══ Data shown ══

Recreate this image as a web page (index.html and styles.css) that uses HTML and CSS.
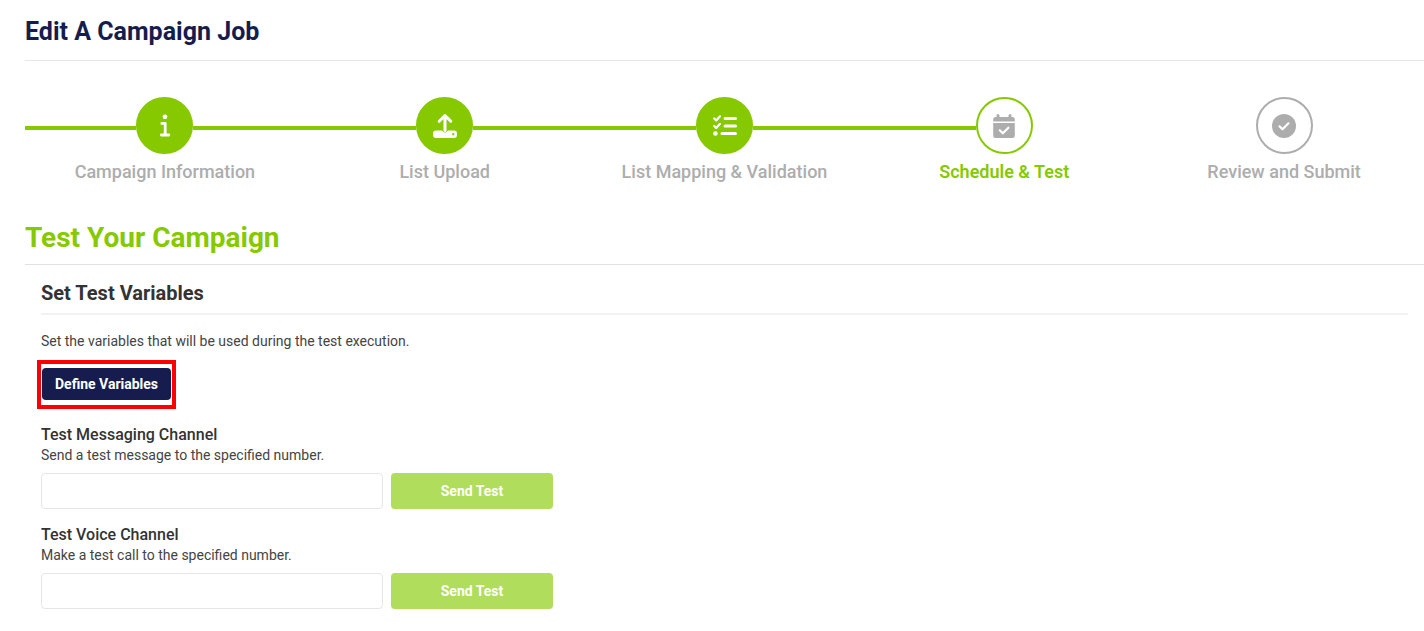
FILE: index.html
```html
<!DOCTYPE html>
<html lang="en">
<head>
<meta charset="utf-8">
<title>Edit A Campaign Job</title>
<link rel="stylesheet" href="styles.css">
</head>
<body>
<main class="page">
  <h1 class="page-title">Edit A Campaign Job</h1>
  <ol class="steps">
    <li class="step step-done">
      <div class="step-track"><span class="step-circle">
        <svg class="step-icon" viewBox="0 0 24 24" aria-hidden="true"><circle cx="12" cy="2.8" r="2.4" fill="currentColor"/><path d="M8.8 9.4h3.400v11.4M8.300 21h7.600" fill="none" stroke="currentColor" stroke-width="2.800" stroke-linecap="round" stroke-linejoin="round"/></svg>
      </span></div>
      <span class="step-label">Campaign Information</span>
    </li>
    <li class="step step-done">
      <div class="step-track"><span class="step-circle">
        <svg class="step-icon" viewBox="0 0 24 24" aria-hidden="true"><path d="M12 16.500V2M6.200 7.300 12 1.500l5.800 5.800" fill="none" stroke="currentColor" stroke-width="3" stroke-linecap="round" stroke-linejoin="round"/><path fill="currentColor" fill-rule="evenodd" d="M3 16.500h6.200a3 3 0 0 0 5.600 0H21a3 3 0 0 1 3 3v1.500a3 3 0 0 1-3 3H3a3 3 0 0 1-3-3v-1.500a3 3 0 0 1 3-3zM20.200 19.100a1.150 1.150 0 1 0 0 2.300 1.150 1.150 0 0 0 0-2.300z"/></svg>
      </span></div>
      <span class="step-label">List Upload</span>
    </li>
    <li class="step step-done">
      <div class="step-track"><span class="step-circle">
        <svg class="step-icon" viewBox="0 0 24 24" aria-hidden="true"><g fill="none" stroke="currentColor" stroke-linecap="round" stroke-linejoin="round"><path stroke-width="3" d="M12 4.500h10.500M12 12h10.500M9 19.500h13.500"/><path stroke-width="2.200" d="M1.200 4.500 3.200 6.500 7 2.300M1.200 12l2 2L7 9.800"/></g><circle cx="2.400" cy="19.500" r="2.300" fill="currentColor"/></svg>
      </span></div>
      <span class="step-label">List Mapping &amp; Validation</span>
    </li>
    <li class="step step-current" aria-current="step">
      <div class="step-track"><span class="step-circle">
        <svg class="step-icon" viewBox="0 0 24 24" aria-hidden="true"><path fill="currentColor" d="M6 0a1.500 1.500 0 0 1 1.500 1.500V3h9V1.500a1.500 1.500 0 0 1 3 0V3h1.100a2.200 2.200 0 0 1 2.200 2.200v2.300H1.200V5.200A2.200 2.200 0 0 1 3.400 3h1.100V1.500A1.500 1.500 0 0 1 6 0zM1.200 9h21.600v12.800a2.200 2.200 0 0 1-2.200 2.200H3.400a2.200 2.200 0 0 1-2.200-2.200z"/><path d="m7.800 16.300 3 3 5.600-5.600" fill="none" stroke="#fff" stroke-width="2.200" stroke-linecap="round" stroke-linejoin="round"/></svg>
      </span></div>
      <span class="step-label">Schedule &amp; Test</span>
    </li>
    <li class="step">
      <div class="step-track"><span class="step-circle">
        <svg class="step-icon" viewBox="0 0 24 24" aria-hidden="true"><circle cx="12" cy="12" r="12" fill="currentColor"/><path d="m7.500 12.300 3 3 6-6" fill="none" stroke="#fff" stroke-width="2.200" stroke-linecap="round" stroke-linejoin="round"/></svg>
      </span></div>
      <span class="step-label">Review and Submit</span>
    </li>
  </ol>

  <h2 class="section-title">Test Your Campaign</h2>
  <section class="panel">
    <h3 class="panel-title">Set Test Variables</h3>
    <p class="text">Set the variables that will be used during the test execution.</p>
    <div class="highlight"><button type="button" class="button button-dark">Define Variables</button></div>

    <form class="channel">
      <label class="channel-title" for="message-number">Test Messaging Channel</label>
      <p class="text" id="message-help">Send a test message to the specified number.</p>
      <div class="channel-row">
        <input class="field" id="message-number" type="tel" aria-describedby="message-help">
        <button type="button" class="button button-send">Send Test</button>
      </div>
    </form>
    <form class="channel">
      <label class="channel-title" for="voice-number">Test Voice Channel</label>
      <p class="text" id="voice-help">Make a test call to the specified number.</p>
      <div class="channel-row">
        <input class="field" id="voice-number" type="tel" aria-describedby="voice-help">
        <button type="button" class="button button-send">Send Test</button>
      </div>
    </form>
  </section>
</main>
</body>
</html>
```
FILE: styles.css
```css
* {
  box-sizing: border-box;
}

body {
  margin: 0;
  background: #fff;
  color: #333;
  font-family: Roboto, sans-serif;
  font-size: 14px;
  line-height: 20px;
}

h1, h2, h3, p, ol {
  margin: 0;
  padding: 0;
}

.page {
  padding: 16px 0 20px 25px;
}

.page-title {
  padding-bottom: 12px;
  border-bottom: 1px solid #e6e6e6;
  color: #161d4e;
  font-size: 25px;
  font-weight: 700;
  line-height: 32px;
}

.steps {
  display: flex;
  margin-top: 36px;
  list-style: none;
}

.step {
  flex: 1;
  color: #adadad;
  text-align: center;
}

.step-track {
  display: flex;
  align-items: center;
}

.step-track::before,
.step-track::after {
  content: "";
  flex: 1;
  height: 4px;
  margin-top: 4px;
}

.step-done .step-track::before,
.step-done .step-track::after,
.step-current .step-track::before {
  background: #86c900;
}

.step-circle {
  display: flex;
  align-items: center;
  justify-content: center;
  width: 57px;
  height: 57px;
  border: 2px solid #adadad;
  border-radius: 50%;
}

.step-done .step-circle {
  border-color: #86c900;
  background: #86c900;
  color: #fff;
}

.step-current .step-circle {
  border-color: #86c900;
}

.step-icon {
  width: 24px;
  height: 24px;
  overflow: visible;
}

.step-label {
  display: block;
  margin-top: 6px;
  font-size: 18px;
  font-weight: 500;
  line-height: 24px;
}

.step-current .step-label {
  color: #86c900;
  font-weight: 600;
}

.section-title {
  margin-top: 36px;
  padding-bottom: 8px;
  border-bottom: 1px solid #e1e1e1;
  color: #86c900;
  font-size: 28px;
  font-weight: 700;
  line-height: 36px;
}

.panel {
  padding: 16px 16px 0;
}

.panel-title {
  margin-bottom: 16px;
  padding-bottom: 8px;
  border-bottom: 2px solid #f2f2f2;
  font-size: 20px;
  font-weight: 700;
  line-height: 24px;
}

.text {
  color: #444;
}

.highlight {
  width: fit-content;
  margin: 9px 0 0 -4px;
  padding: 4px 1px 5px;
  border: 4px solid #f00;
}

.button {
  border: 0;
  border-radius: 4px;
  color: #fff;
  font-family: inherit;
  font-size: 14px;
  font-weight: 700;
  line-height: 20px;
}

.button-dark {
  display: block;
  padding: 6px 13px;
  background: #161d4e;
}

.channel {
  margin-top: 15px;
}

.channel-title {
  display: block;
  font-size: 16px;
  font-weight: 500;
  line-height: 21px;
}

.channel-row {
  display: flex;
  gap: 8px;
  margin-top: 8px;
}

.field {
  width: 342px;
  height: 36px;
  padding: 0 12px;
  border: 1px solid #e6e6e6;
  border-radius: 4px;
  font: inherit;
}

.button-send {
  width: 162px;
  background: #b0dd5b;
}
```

═══
══ Data shown ══

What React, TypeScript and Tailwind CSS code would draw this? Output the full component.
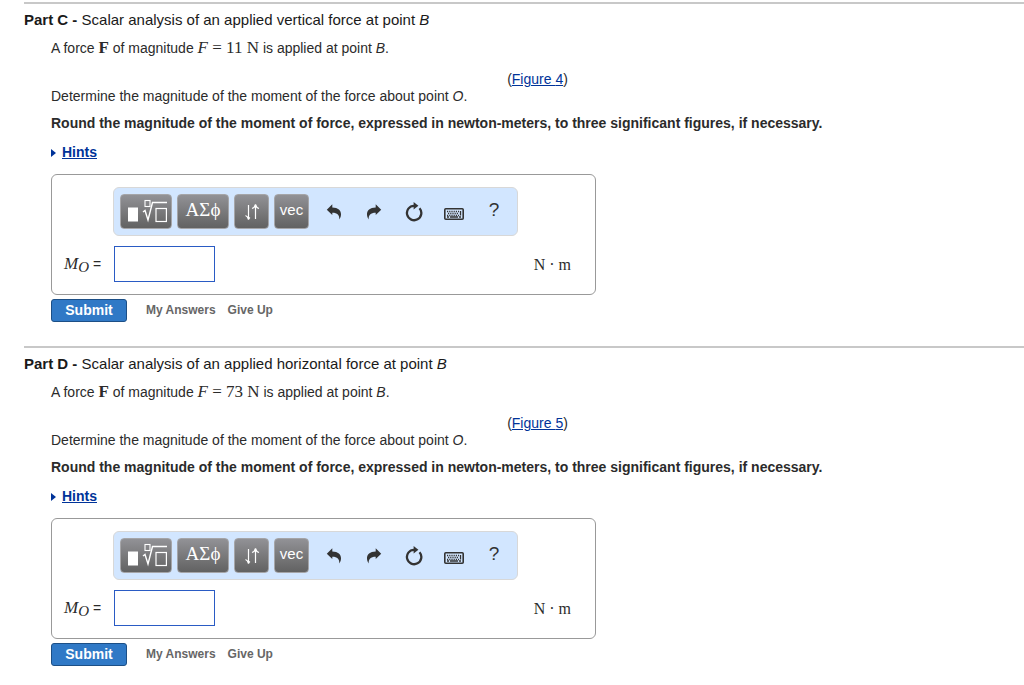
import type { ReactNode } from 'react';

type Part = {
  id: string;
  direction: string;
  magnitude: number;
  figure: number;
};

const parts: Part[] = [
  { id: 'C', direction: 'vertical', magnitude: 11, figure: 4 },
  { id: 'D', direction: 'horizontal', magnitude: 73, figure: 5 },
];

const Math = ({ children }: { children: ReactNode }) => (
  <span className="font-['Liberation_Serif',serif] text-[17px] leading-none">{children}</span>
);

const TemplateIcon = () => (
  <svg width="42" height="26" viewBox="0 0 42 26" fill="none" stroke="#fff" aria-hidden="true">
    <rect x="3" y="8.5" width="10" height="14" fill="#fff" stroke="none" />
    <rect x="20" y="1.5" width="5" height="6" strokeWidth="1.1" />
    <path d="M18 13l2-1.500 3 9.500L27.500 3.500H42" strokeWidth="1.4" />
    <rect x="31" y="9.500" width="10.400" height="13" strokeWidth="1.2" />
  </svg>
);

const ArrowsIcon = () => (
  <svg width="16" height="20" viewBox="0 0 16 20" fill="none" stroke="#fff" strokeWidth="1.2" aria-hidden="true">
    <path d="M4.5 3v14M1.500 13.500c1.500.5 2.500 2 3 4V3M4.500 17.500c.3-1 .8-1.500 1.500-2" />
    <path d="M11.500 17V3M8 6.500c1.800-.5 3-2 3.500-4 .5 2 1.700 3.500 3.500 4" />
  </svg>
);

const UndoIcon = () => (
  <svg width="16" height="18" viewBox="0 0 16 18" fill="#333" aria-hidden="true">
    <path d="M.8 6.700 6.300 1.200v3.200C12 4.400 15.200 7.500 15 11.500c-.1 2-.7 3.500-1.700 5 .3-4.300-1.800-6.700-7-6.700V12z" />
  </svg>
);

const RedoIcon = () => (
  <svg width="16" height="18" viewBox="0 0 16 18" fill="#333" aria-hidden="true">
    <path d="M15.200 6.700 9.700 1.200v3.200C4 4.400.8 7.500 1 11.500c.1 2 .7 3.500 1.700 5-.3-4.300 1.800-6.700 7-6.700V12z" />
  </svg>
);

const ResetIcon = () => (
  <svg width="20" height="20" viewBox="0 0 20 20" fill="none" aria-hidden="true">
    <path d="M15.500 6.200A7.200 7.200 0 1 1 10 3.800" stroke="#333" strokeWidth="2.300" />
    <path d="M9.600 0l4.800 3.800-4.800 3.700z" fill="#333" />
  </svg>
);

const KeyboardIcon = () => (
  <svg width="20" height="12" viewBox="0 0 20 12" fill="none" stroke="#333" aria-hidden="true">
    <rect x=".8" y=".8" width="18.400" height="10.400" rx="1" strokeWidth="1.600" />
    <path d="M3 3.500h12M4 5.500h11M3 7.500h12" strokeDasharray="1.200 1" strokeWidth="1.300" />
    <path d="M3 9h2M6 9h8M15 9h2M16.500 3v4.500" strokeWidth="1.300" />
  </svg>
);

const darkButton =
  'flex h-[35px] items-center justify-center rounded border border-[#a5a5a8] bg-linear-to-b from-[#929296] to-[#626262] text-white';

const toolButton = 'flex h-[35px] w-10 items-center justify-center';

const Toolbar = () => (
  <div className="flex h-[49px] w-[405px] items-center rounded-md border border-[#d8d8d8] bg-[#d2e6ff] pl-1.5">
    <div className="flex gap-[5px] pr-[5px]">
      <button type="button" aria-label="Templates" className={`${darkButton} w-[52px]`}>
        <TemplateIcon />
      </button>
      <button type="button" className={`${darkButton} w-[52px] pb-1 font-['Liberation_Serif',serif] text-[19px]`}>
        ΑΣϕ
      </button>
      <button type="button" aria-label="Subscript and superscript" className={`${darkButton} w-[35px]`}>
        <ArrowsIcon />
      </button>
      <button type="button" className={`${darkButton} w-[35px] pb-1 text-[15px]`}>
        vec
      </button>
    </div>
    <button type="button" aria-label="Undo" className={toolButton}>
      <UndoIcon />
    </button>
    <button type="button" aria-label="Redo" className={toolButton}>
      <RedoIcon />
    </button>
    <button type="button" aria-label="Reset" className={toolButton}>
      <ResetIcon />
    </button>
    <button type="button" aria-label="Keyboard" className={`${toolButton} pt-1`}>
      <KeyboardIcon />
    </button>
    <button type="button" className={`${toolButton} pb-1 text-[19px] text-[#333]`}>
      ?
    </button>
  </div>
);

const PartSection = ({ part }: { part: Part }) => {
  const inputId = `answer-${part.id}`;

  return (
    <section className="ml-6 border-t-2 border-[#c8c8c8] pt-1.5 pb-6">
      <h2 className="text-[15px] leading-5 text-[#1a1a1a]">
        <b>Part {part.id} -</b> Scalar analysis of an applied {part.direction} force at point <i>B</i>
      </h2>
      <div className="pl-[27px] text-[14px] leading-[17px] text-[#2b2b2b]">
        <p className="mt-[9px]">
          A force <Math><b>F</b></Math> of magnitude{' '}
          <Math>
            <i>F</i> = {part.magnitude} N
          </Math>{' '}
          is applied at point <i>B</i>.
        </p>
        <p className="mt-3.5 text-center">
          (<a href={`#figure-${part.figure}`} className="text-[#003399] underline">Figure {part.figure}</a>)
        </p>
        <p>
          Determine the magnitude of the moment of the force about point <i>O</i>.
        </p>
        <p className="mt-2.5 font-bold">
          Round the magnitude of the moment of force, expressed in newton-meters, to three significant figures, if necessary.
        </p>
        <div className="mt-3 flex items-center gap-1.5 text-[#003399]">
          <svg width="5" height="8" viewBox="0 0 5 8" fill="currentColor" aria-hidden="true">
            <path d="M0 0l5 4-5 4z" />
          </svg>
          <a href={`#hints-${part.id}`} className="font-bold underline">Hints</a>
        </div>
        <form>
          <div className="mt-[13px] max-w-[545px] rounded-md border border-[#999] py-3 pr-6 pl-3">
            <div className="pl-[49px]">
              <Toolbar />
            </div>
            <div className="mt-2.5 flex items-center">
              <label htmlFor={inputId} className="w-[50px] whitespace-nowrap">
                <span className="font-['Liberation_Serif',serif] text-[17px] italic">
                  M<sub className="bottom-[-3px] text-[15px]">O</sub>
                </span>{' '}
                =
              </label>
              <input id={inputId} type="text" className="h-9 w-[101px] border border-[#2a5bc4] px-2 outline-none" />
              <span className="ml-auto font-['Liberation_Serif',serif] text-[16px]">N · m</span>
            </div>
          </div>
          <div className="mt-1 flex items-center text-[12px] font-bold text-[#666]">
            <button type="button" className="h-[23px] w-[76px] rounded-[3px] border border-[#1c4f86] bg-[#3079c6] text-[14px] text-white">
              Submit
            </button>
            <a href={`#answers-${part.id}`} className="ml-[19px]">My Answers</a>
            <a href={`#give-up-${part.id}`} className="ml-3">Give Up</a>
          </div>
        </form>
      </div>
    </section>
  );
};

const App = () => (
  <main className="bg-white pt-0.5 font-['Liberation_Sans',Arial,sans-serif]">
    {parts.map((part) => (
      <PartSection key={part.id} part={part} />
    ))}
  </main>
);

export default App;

═══

:: Your task ::
Search the data above for the string "page" and copy each line that has it.

:: Response to this exercise ::
Recreate this image as a web page (index.html and styles.css) that uses HTML and CSS.
<main class="page">
  <h1 class="page-title">Edit A Campaign Job</h1>
.page {
.page-title {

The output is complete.